§ **SOURCE RECORDS**
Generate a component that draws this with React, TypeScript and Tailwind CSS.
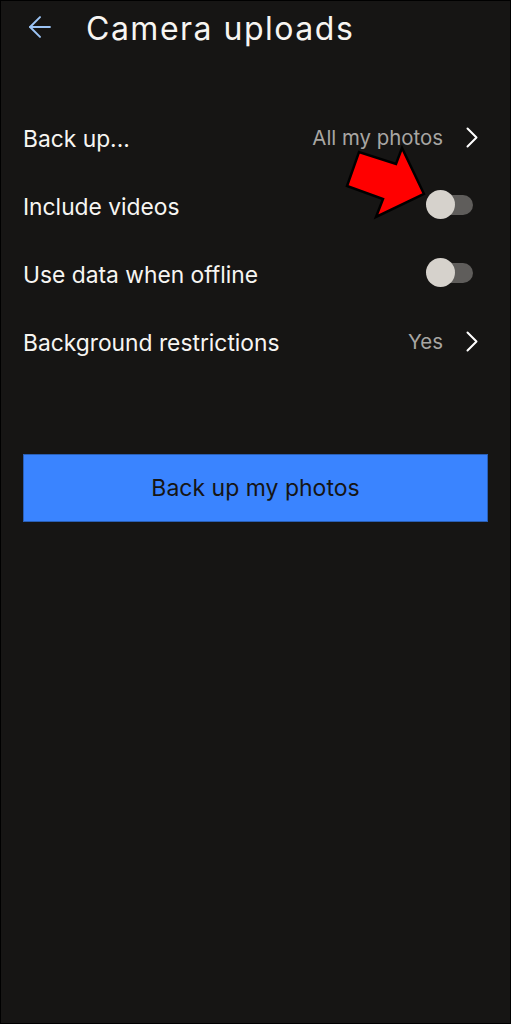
import { ArrowLeft } from 'lucide-react';

function Chevron() {
  return (
    <svg className="-mt-[2px]" width="12" height="21" viewBox="0 0 12 21" fill="none" stroke="#ffffff" strokeWidth="2" strokeLinecap="round" strokeLinejoin="round">
      <polyline points="1.5,1.5 10.5,10.5 1.5,19.5" />
    </svg>
  );
}

function Toggle() {
  return (
    <div className="relative w-[47px] h-[20px] mr-[15px] -mt-[4px]">
      <div className="absolute left-[14px] right-0 top-0 h-[20px] rounded-full bg-[#5f5d5b]" />
      <div className="absolute left-0 -top-[5px] w-[29px] h-[29px] rounded-full bg-[#d6d2cc]" />
    </div>
  );
}

function ValueRow({ label, value }: { label: string; value: string }) {
  return (
    <div className="h-[68px] flex items-center justify-between pl-[22px] pr-[32px]">
      <span className="text-[22.8px] text-[#f7f5f2]">{label}</span>
      <div className="flex items-center gap-[23px]">
        <span className="text-[20.4px] text-[#a8a6a3] -mt-[2px]">{value}</span>
        <Chevron />
      </div>
    </div>
  );
}

function ToggleRow({ label }: { label: string }) {
  return (
    <div className="h-[68px] flex items-center justify-between pl-[22px] pr-[22px]">
      <span className="text-[22.8px] text-[#f7f5f2]">{label}</span>
      <Toggle />
    </div>
  );
}

export default function App() {
  return (
    <div className="relative w-[511px] h-[1024px] bg-[#161514] border border-black font-['Inter',sans-serif] overflow-hidden">
      {/* Header */}
      <div className="h-[56px] flex items-center pl-[22px]">
        <ArrowLeft className="w-[34px] h-[34px] text-[#9cc4f5] -mt-[5px]" strokeWidth={1.4} />
        <h1 className="ml-[29px] text-[32px] tracking-[1.5px] text-[#f7f5f2]">Camera uploads</h1>
      </div>

      {/* Settings */}
      <div className="mt-[48px]">
        <ValueRow label="Back up..." value="All my photos" />
        <ToggleRow label="Include videos" />
        <ToggleRow label="Use data when offline" />
        <ValueRow label="Background restrictions" value="Yes" />
      </div>

      <div className="mt-[77px] mx-[22px] h-[68px] flex items-center justify-center bg-[#3a84ff] border border-[#2a5fb5] text-[23px] text-[#161514]">
        Back up my photos
      </div>

      {/* Red arrow annotation */}
      <svg className="absolute left-[340px] top-[140px]" width="90" height="84" viewBox="340 140 90 84">
        <polygon
          points="423,193 401,147 395,163 358,151 346,185 382,198 375,216"
          fill="#ff0000"
          stroke="#000000"
          strokeWidth="2.5"
        />
      </svg>
    </div>
  );
}
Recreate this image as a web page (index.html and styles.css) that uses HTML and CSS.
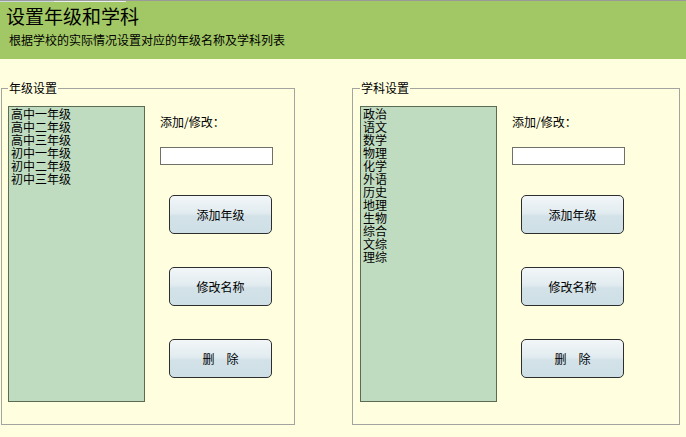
FILE: index.html
```html
<!DOCTYPE html>
<html lang="zh-CN">
<head>
<meta charset="utf-8">
<title>设置年级和学科</title>
<link rel="stylesheet" href="styles.css">
</head>
<body>
<div class="topline"><span class="tab1"></span><span class="tab2"></span></div>
<header class="header">
  <h1 class="title">设置年级和学科</h1>
  <p class="subtitle">根据学校的实际情况设置对应的年级名称及学科列表</p>
</header>
<main class="main">
  <fieldset class="group group-grade">
    <legend class="legend">年级设置</legend>
    <div class="group-body">
      <ul class="list">
        <li>高中一年级</li>
        <li>高中二年级</li>
        <li>高中三年级</li>
        <li>初中一年级</li>
        <li>初中二年级</li>
        <li>初中三年级</li>
      </ul>
      <div class="controls">
        <div class="label">添加/修改：</div>
        <input class="input" type="text">
        <div class="buttons">
          <button class="btn">添加年级</button>
          <button class="btn">修改名称</button>
          <button class="btn">删　除</button>
        </div>
      </div>
    </div>
  </fieldset>
  <fieldset class="group group-subject">
    <legend class="legend">学科设置</legend>
    <div class="group-body">
      <ul class="list">
        <li>政治</li>
        <li>语文</li>
        <li>数学</li>
        <li>物理</li>
        <li>化学</li>
        <li>外语</li>
        <li>历史</li>
        <li>地理</li>
        <li>生物</li>
        <li>综合</li>
        <li>文综</li>
        <li>理综</li>
      </ul>
      <div class="controls">
        <div class="label">添加/修改：</div>
        <input class="input" type="text">
        <div class="buttons">
          <button class="btn">添加年级</button>
          <button class="btn">修改名称</button>
          <button class="btn">删　除</button>
        </div>
      </div>
    </div>
  </fieldset>
</main>
</body>
</html>
```
FILE: styles.css
```css
* { box-sizing: border-box; }
html, body {
  margin: 0;
  padding: 0;
  background: #ffffe0;
  font-family: "Noto Sans CJK SC", "Noto Sans", sans-serif;
  color: #000;
  width: 686px;
  height: 437px;
  overflow: hidden;
}
.topline {
  display: flex;
  height: 2px;
  background: #a2c865;
  border-top: 1px solid #9a9a9a;
}
.tab1 { display: block; width: 54px; background: #c8d8e0; }
.tab2 { display: block; width: 72px; background: #e8eef0; }
.header {
  background: #a2c865;
  height: 57px;
  padding: 2px 0 0 6px;
}
.title {
  margin: 0;
  font-size: 19px;
  font-weight: normal;
  line-height: 24px;
}
.subtitle {
  margin: 4px 0 0 3px;
  font-size: 12px;
  line-height: 16px;
}
.main {
  display: flex;
  gap: 57px;
  padding: 22px 0 0 1px;
}
.group {
  margin: 0;
  padding: 0 0 22px 6px;
  border: 1px solid #a3a3a0;
  min-width: 0;
}
.group-grade { width: 294px; }
.group-subject { width: 328px; padding-left: 7px; }
.legend {
  font-size: 12px;
  line-height: 14px;
  padding: 0 1px;
  margin-left: 0;
}
.group-body {
  display: flex;
  padding-top: 11px;
}
.list {
  list-style: none;
  margin: 0;
  padding: 0 0 0 2px;
  width: 137px;
  height: 296px;
  background: #c0dcc0;
  border: 1px solid #5c6c54;
  font-size: 12px;
  line-height: 13px;
}
.controls {
  display: flex;
  flex-direction: column;
  align-items: flex-start;
  padding: 9px 0 0 15px;
}
.label {
  font-size: 12px;
  line-height: 14px;
}
.input {
  margin-top: 18px;
  width: 113px;
  height: 18px;
  border: 1px solid #707068;
  background: #fff;
  padding: 0;
}
.buttons {
  display: flex;
  flex-direction: column;
  gap: 33px;
  margin: 30px 0 0 9px;
}
.btn {
  width: 103px;
  height: 39px;
  border: 1px solid #2e2e2e;
  border-radius: 5px;
  background: linear-gradient(#f2f6f8 0%, #e2ecf0 45%, #d2e2e8 55%, #cfdfe6 100%);
  font-family: "Noto Sans CJK SC", sans-serif;
  font-size: 12px;
  color: #000;
  padding: 0;
}
```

§ **PROBLEM TO WORK ON**
Retype the entries word for word. Omit any images.

§ **OUTPUT FOR THIS EXERCISE**
Generate a component that draws this with React, TypeScript and Tailwind CSS.
import { ArrowLeft } from 'lucide-react';

function Chevron() {
  return (
    <svg className="-mt-[2px]" width="12" height="21" viewBox="0 0 12 21" fill="none" stroke="#ffffff" strokeWidth="2" strokeLinecap="round" strokeLinejoin="round">
      <polyline points="1.5,1.5 10.5,10.5 1.5,19.5" />
    </svg>
  );
}

function Toggle() {
  return (
    <div className="relative w-[47px] h-[20px] mr-[15px] -mt-[4px]">
      <div className="absolute left-[14px] right-0 top-0 h-[20px] rounded-full bg-[#5f5d5b]" />
      <div className="absolute left-0 -top-[5px] w-[29px] h-[29px] rounded-full bg-[#d6d2cc]" />
    </div>
  );
}

function ValueRow({ label, value }: { label: string; value: string }) {
  return (
    <div className="h-[68px] flex items-center justify-between pl-[22px] pr-[32px]">
      <span className="text-[22.8px] text-[#f7f5f2]">{label}</span>
      <div className="flex items-center gap-[23px]">
        <span className="text-[20.4px] text-[#a8a6a3] -mt-[2px]">{value}</span>
        <Chevron />
      </div>
    </div>
  );
}

function ToggleRow({ label }: { label: string }) {
  return (
    <div className="h-[68px] flex items-center justify-between pl-[22px] pr-[22px]">
      <span className="text-[22.8px] text-[#f7f5f2]">{label}</span>
      <Toggle />
    </div>
  );
}

export default function App() {
  return (
    <div className="relative w-[511px] h-[1024px] bg-[#161514] border border-black font-['Inter',sans-serif] overflow-hidden">
      {/* Header */}
      <div className="h-[56px] flex items-center pl-[22px]">
        <ArrowLeft className="w-[34px] h-[34px] text-[#9cc4f5] -mt-[5px]" strokeWidth={1.4} />
        <h1 className="ml-[29px] text-[32px] tracking-[1.5px] text-[#f7f5f2]">Camera uploads</h1>
      </div>

      {/* Settings */}
      <div className="mt-[48px]">
        <ValueRow label="Back up..." value="All my photos" />
        <ToggleRow label="Include videos" />
        <ToggleRow label="Use data when offline" />
        <ValueRow label="Background restrictions" value="Yes" />
      </div>

      <div className="mt-[77px] mx-[22px] h-[68px] flex items-center justify-center bg-[#3a84ff] border border-[#2a5fb5] text-[23px] text-[#161514]">
        Back up my photos
      </div>

      {/* Red arrow annotation */}
      <svg className="absolute left-[340px] top-[140px]" width="90" height="84" viewBox="340 140 90 84">
        <polygon
          points="423,193 401,147 395,163 358,151 346,185 382,198 375,216"
          fill="#ff0000"
          stroke="#000000"
          strokeWidth="2.5"
        />
      </svg>
    </div>
  );
}
Recreate this image as a web page (index.html and styles.css) that uses HTML and CSS.
FILE: index.html
```html
<!DOCTYPE html>
<html lang="zh-CN">
<head>
<meta charset="utf-8">
<title>设置年级和学科</title>
<link rel="stylesheet" href="styles.css">
</head>
<body>
<div class="topline"><span class="tab1"></span><span class="tab2"></span></div>
<header class="header">
  <h1 class="title">设置年级和学科</h1>
  <p class="subtitle">根据学校的实际情况设置对应的年级名称及学科列表</p>
</header>
<main class="main">
  <fieldset class="group group-grade">
    <legend class="legend">年级设置</legend>
    <div class="group-body">
      <ul class="list">
        <li>高中一年级</li>
        <li>高中二年级</li>
        <li>高中三年级</li>
        <li>初中一年级</li>
        <li>初中二年级</li>
        <li>初中三年级</li>
      </ul>
      <div class="controls">
        <div class="label">添加/修改：</div>
        <input class="input" type="text">
        <div class="buttons">
          <button class="btn">添加年级</button>
          <button class="btn">修改名称</button>
          <button class="btn">删　除</button>
        </div>
      </div>
    </div>
  </fieldset>
  <fieldset class="group group-subject">
    <legend class="legend">学科设置</legend>
    <div class="group-body">
      <ul class="list">
        <li>政治</li>
        <li>语文</li>
        <li>数学</li>
        <li>物理</li>
        <li>化学</li>
        <li>外语</li>
        <li>历史</li>
        <li>地理</li>
        <li>生物</li>
        <li>综合</li>
        <li>文综</li>
        <li>理综</li>
      </ul>
      <div class="controls">
        <div class="label">添加/修改：</div>
        <input class="input" type="text">
        <div class="buttons">
          <button class="btn">添加年级</button>
          <button class="btn">修改名称</button>
          <button class="btn">删　除</button>
        </div>
      </div>
    </div>
  </fieldset>
</main>
</body>
</html>
```
FILE: styles.css
```css
* { box-sizing: border-box; }
html, body {
  margin: 0;
  padding: 0;
  background: #ffffe0;
  font-family: "Noto Sans CJK SC", "Noto Sans", sans-serif;
  color: #000;
  width: 686px;
  height: 437px;
  overflow: hidden;
}
.topline {
  display: flex;
  height: 2px;
  background: #a2c865;
  border-top: 1px solid #9a9a9a;
}
.tab1 { display: block; width: 54px; background: #c8d8e0; }
.tab2 { display: block; width: 72px; background: #e8eef0; }
.header {
  background: #a2c865;
  height: 57px;
  padding: 2px 0 0 6px;
}
.title {
  margin: 0;
  font-size: 19px;
  font-weight: normal;
  line-height: 24px;
}
.subtitle {
  margin: 4px 0 0 3px;
  font-size: 12px;
  line-height: 16px;
}
.main {
  display: flex;
  gap: 57px;
  padding: 22px 0 0 1px;
}
.group {
  margin: 0;
  padding: 0 0 22px 6px;
  border: 1px solid #a3a3a0;
  min-width: 0;
}
.group-grade { width: 294px; }
.group-subject { width: 328px; padding-left: 7px; }
.legend {
  font-size: 12px;
  line-height: 14px;
  padding: 0 1px;
  margin-left: 0;
}
.group-body {
  display: flex;
  padding-top: 11px;
}
.list {
  list-style: none;
  margin: 0;
  padding: 0 0 0 2px;
  width: 137px;
  height: 296px;
  background: #c0dcc0;
  border: 1px solid #5c6c54;
  font-size: 12px;
  line-height: 13px;
}
.controls {
  display: flex;
  flex-direction: column;
  align-items: flex-start;
  padding: 9px 0 0 15px;
}
.label {
  font-size: 12px;
  line-height: 14px;
}
.input {
  margin-top: 18px;
  width: 113px;
  height: 18px;
  border: 1px solid #707068;
  background: #fff;
  padding: 0;
}
.buttons {
  display: flex;
  flex-direction: column;
  gap: 33px;
  margin: 30px 0 0 9px;
}
.btn {
  width: 103px;
  height: 39px;
  border: 1px solid #2e2e2e;
  border-radius: 5px;
  background: linear-gradient(#f2f6f8 0%, #e2ecf0 45%, #d2e2e8 55%, #cfdfe6 100%);
  font-family: "Noto Sans CJK SC", sans-serif;
  font-size: 12px;
  color: #000;
  padding: 0;
}
```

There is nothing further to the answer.